XRP is at the center of a significant rally, as the cryptocurrency recently surged by 31% in just one week and a staggering 271% in November alone. This impressive momentum has pushed XRP into the spotlight, with analysts identifying crucial price levels and potential breakout targets.
As XRP’s price crosses pivotal thresholds, market commentators are closely watching its interaction with a major supply zone. This zone, which stretches from $1.75 to $1.95, is a critical level for the cryptocurrency, marking an area of historical resistance that XRP has struggled to surpass in the past.
XRP’s latest surge began on November 27, following a sharp 13% drop to $1.2821 on November 26. However, the altcoin has quickly regained its lost ground, climbing 36% since that low point.
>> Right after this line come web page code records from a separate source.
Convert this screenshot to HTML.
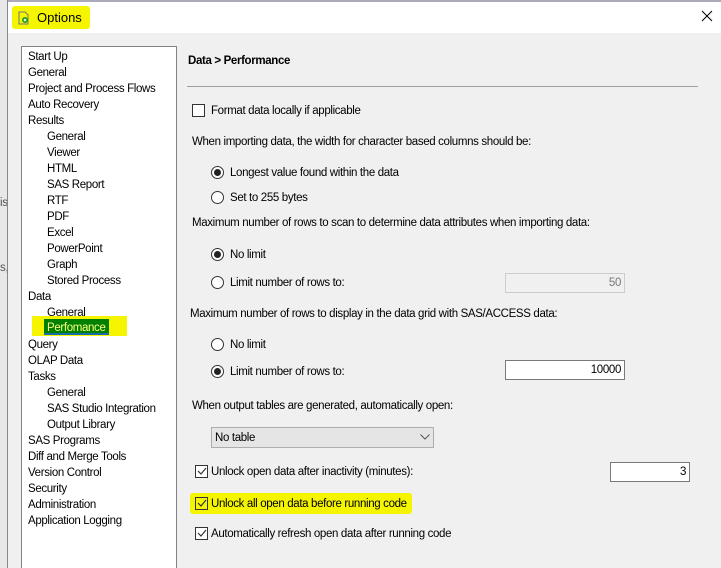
<!DOCTYPE html>
<html><head><style>
html,body{margin:0;width:721px;height:568px;overflow:hidden}
body{background:#f0f0f0;font-family:"Liberation Sans",sans-serif;font-size:11.5px;letter-spacing:-0.35px;color:#000;position:relative}
.a{position:absolute;white-space:nowrap;line-height:18px}
.cb{position:absolute;width:11px;height:11px;border:1px solid #333;background:#fff}
.rb{position:absolute;width:11px;height:11px;border:1px solid #333;border-radius:50%;background:#fff}
.rb.on::after{content:"";position:absolute;left:2px;top:2px;width:7px;height:7px;border-radius:50%;background:#222}
.tb{position:absolute;background:#fff;border:1px solid #7a7a7a;text-align:right;line-height:19px;padding-right:3px;box-sizing:border-box}
.ck{position:absolute;left:1px;top:0px}
</style></head><body>
<div style="position:absolute;left:0;top:0;width:7px;height:568px;background:#e8e8e8"></div>
<div class="a" style="left:0;top:194px;color:#555">is</div>
<div class="a" style="left:0;top:259px;color:#555">s,</div>
<div style="position:absolute;left:7px;top:0;width:1px;height:568px;background:#888"></div>
<div style="position:absolute;left:8px;top:0;width:713px;height:33px;background:#fff;border-top:2px solid #aab;box-sizing:border-box"></div>
<div style="position:absolute;left:12px;top:6px;width:78px;height:23px;background:#f5f500;border-radius:3px"></div>
<svg style="position:absolute;left:18px;top:11px" width="12" height="14"><path d="M1 1h6l3 3v9H1z" fill="none" stroke="#777"/><circle cx="7" cy="9" r="3" fill="#2a9a2a"/><circle cx="7" cy="9" r="1.3" fill="#cfc"/></svg>
<div class="a" style="left:37px;top:9px;font-size:13px;letter-spacing:0">Options</div>
<svg style="position:absolute;left:701px;top:10px" width="12" height="12"><path d="M1 1L11 11M11 1L1 11" stroke="#000" stroke-width="1"/></svg>
<div style="position:absolute;left:21px;top:46px;width:156px;height:530px;background:#fff;border:1px solid #828282;box-sizing:border-box"></div>
<div style="position:absolute;left:32px;top:316px;width:95px;height:20px;background:#f5f500"></div>
<div style="position:absolute;left:44px;top:319px;width:65px;height:16px;background:#008000;border-bottom:2px solid #1a6ab0;box-sizing:border-box"></div>
<div class="a" style="left:28px;top:48px">Start Up</div>
<div class="a" style="left:28px;top:64px">General</div>
<div class="a" style="left:28px;top:80px">Project and Process Flows</div>
<div class="a" style="left:28px;top:96px">Auto Recovery</div>
<div class="a" style="left:28px;top:112px">Results</div>
<div class="a" style="left:47px;top:128px">General</div>
<div class="a" style="left:47px;top:144px">Viewer</div>
<div class="a" style="left:47px;top:160px">HTML</div>
<div class="a" style="left:47px;top:176px">SAS Report</div>
<div class="a" style="left:47px;top:192px">RTF</div>
<div class="a" style="left:47px;top:208px">PDF</div>
<div class="a" style="left:47px;top:224px">Excel</div>
<div class="a" style="left:47px;top:240px">PowerPoint</div>
<div class="a" style="left:47px;top:256px">Graph</div>
<div class="a" style="left:47px;top:272px">Stored Process</div>
<div class="a" style="left:28px;top:288px">Data</div>
<div class="a" style="left:47px;top:304px">General</div>
<div class="a" style="left:47px;top:319px;color:#ffff80">Perfomance</div>
<div class="a" style="left:28px;top:336px">Query</div>
<div class="a" style="left:28px;top:352px">OLAP Data</div>
<div class="a" style="left:28px;top:368px">Tasks</div>
<div class="a" style="left:47px;top:384px">General</div>
<div class="a" style="left:47px;top:400px">SAS Studio Integration</div>
<div class="a" style="left:47px;top:416px">Output Library</div>
<div class="a" style="left:28px;top:432px">SAS Programs</div>
<div class="a" style="left:28px;top:448px">Diff and Merge Tools</div>
<div class="a" style="left:28px;top:464px">Version Control</div>
<div class="a" style="left:28px;top:480px">Security</div>
<div class="a" style="left:28px;top:496px">Administration</div>
<div class="a" style="left:28px;top:512px">Application Logging</div>

<div class="a" style="left:188px;top:52px;font-weight:bold">Data &gt; Performance</div>
<div style="position:absolute;left:187px;top:86px;width:511px;height:1px;background:#a0a0a0"></div>

<div class="cb" style="left:192px;top:104px"></div>
<div class="a" style="left:211px;top:102px">Format data locally if applicable</div>
<div class="a" style="left:192px;top:133px">When importing data, the width for character based columns should be:</div>
<div class="rb on" style="left:211px;top:166px"></div>
<div class="a" style="left:230px;top:164px">Longest value found within the data</div>
<div class="rb" style="left:211px;top:191px"></div>
<div class="a" style="left:230px;top:189px">Set to 255 bytes</div>
<div class="a" style="left:192px;top:214px">Maximum number of rows to scan to determine data attributes when importing data:</div>
<div class="rb on" style="left:211px;top:248px"></div>
<div class="a" style="left:230px;top:246px">No limit</div>
<div class="rb" style="left:211px;top:276px"></div>
<div class="a" style="left:230px;top:274px">Limit number of rows to:</div>
<div class="tb" style="left:505px;top:273px;width:120px;height:20px;border-color:#ccc;background:#f0f0f0;color:#777">50</div>
<div class="a" style="left:190px;top:305px">Maximum number of rows to display in the data grid with SAS/ACCESS data:</div>
<div class="rb" style="left:211px;top:338px"></div>
<div class="a" style="left:230px;top:336px">No limit</div>
<div class="rb on" style="left:211px;top:365px"></div>
<div class="a" style="left:230px;top:363px">Limit number of rows to:</div>
<div class="tb" style="left:505px;top:360px;width:120px;height:20px">10000</div>
<div class="a" style="left:192px;top:397px">When output tables are generated, automatically open:</div>
<div style="position:absolute;left:211px;top:427px;width:223px;height:21px;background:#e5e5e5;border:1px solid #adadad;box-sizing:border-box"></div>
<div class="a" style="left:215px;top:429px">No table</div>
<svg style="position:absolute;left:420px;top:434px" width="10" height="6"><path d="M0.5 0.5L5 5L9.5 0.5" fill="none" stroke="#555"/></svg>
<div class="cb" style="left:195px;top:465px"><svg class="ck" width="10" height="10"><path d="M1 5L4 8L9 2" fill="none" stroke="#333" stroke-width="1.2"/></svg></div>
<div class="a" style="left:211px;top:463px">Unlock open data after inactivity (minutes):</div>
<div class="tb" style="left:610px;top:462px;width:80px;height:20px">3</div>
<div style="position:absolute;left:190px;top:493px;width:222px;height:21px;background:#f5f500;border-radius:3px"></div>
<div class="cb" style="left:195px;top:497px;background:#f5f500"><svg class="ck" width="10" height="10"><path d="M1 5L4 8L9 2" fill="none" stroke="#333" stroke-width="1.2"/></svg></div>
<div class="a" style="left:211px;top:495px">Unlock all open data before running code</div>
<div class="cb" style="left:195px;top:527px"><svg class="ck" width="10" height="10"><path d="M1 5L4 8L9 2" fill="none" stroke="#333" stroke-width="1.2"/></svg></div>
<div class="a" style="left:211px;top:525px">Automatically refresh open data after running code</div>
</body></html>
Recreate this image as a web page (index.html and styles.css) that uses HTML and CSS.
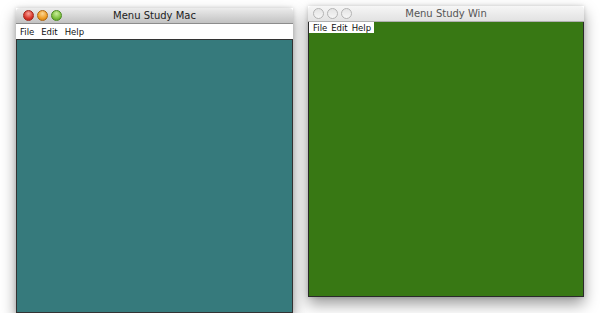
FILE: index.html
```html
<!DOCTYPE html>
<html lang="en">
<head>
  <meta charset="UTF-8">
  <title>Menu Study</title>
  <link rel="stylesheet" href="styles.css">
</head>
<body>
  <div class="desk">
    <div class="window mac">
      <div class="titlebar">
        <div class="lights">
          <span class="light red"></span>
          <span class="light orange"></span>
          <span class="light green"></span>
        </div>
        <span class="title">Menu Study Mac</span>
      </div>
      <div class="menubar">
        <span>File</span><span>Edit</span><span>Help</span>
      </div>
      <div class="content"></div>
    </div>

    <div class="window win">
      <div class="titlebar">
        <div class="lights">
          <span class="light"></span>
          <span class="light"></span>
          <span class="light"></span>
        </div>
        <span class="title">Menu Study Win</span>
      </div>
      <div class="content">
        <div class="menubar">
          <span>File</span><span>Edit</span><span>Help</span>
        </div>
      </div>
    </div>
  </div>
</body>
</html>
```

FILE: styles.css
```css
body {
  margin: 0;
  background: #fff;
  font-family: "DejaVu Sans", "Liberation Sans", sans-serif;
  overflow: hidden;
}

.desk {
  display: flex;
  align-items: flex-start;
  gap: 15px;
  padding-left: 16px;
}

.window {
  width: 277px;
  display: flex;
  flex-direction: column;
  box-shadow: 0 7px 14px rgba(0, 0, 0, 0.4), 0 0 4px rgba(0, 0, 0, 0.15);
}

.mac {
  margin-top: 8px;
}

.win {
  margin-top: 6px;
  width: 276px;
}

.titlebar {
  height: 15px;
  display: flex;
  align-items: center;
  justify-content: center;
  position: relative;
  border-radius: 4px 4px 0 0;
  background: linear-gradient(#ececec, #c2c2c2);
  border-bottom: 1px solid #8c8c8c;
}

.win .titlebar {
  background: linear-gradient(#f6f6f6, #e2e2e2);
  border-bottom: 1px solid #b0b0b0;
}

.title {
  font-size: 10px;
  color: #222;
}

.win .title {
  color: #555;
}

.lights {
  position: absolute;
  left: 7px;
  top: 2px;
  display: flex;
  gap: 3px;
}

.win .lights {
  left: 5px;
}

.light {
  width: 11px;
  height: 11px;
  border-radius: 50%;
  box-sizing: border-box;
  border: 1px solid #b4b4b4;
  background: linear-gradient(#e4e4e4, #f6f6f6);
}

.light.red {
  border-color: #a3241a;
  background: radial-gradient(circle at 50% 30%, #f8a39a, #d8362a 60%, #b01e14);
}

.light.orange {
  border-color: #b0660e;
  background: radial-gradient(circle at 50% 30%, #fcd594, #ef9e26 60%, #c7720b);
}

.light.green {
  border-color: #4b8a21;
  background: radial-gradient(circle at 50% 30%, #c9ee9a, #7fc03f 60%, #4f951d);
}

.menubar {
  display: flex;
  font-size: 8.5px;
  color: #111;
  background: #fff;
}

.mac .menubar {
  height: 15px;
  align-items: center;
  padding-left: 4px;
  gap: 7px;
}

.win .menubar {
  align-self: flex-start;
  height: 11px;
  align-items: center;
  padding: 0 3px 0 4px;
  gap: 4px;
}

.content {
  height: 272px;
  background: #367a7c;
  border: 1px solid #333;
  display: flex;
  flex-direction: column;
}

.win .content {
  height: 274px;
  background: #387814;
  border: 1px solid #2a2a2a;
  border-top: none;
}
```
Recently, XRP surpassed the $1.75 mark and is now testing the upper boundary of this long-established supply zone, hovering near the $1.90 level.
Stock market analyst Blake has highlighted the significance of this zone, pointing out that XRP’s price action has reached a critical juncture. This $1.75 to $1.95 range has historically been a strong resistance area, particularly during past bull runs in 2018 and 2021. As XRP tests this key supply zone, the price action here could be pivotal for determining its next move.
Blake believes that if XRP successfully closes this week above the $1.95 level, it could trigger a substantial rally, with the next target around $2.50. However, he also cautioned that XRP’s weekly Relative Strength Index (RSI) has spiked to 88, indicating an overbought condition. This could suggest that XRP may face some short-term resistance, and long-term holders might want to consider taking partial profits or adjusting their stop-loss positions.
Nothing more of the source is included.